Cyber security in schools like Park City that are technology rich, can cause operational chaos at best and infringement on the privacy of minors, at the worst. National reports have recently outlined repeated technical vandalism causing multi day school shutdowns, holding systems hostage and even bullying. The culprits are reportedly criminals, juveniles and foreign governments.
Park City School District Director of Technology, Andrew Frink says the issues of computer security and data privacy have been something they’ve been thinking about for the 16 years he’s been with the school district.
“It has definitely become a more prominent issue as we’ve rolled out more technology and as more of our teaching tools and data tools are electronic and technical rather than on pieces of paper, it becomes something we think about.
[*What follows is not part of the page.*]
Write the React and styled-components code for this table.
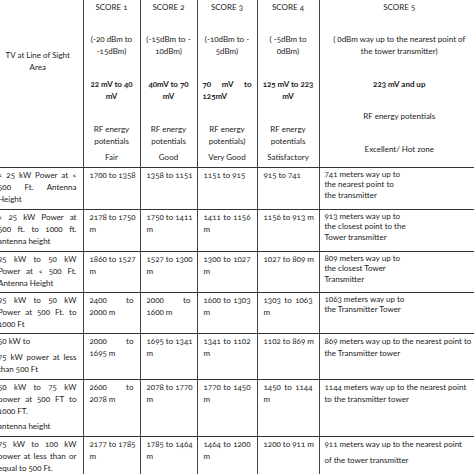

But schools have always dealt with issues around student privacy and the protection of their students.”
Frink says the Utah Education and Telehealth Network provides networking services for all the state’s school districts.
“And as part of that there’s an organization called UtahSAINT which is a computer security organization founded here by UEN folks. And some of the staff at the district, including myself are members of that. So, we’re all sort of collaborating together when as things come up, it’s a really good way to find out what’s going on, what other districts and Universities are doing to mitigate those risks. Utah’s in a good place.”
A lot of the technical network structure and firewalls used in a school district are like any business.
“The biggest difference that we have, we have, of course students who are minors. So, we deal with a very different regulatory environment with those federal and state laws that dictate quite a bit of how we are supposed to be handling that information. We have an extra burden to really protect the privacy of our students.”
Frink says the Utah Student Data Privacy Act outlines responsibilities administration has in handling student information.
“We do use a number of outside vendors for various parts of what we do. You know, we use a tool like Canvas which is our learning management system, which has to have access to student data. Part of what the state has done is help us clarify what we need to in contract language from vendors, that we and the vendor are doing everything we need to do to protect our students.”
Frink says the more devices used; the more complex it is to secure outside access to data and systems.
“Some of our students are excited to play very deep into the computer. So, we have to be careful about what they can access themselves. So, we’ve been doing the one to one for awhile now. And certainly, in the early days we learned a lot about what we need to do around filtering and making sure the computers were properly secured. So, there’s always a balance that our students and teachers can do the things they need to do.”
Frink says the information technology world is rapidly changing and the best thing to keep kids safe is for parents and guardians to be present on children’s devices.
“You know, children of school age, they collect devices at night, you know every night and put them in their parents room just to be aware of what’s going on and if you have any concerns, ask them for the phone. Take a look through what they’re doing.”
Frink says technology offers wonderful opportunities for students. Parents can help guide their kids by being aware and involved with they’re doing on their devices.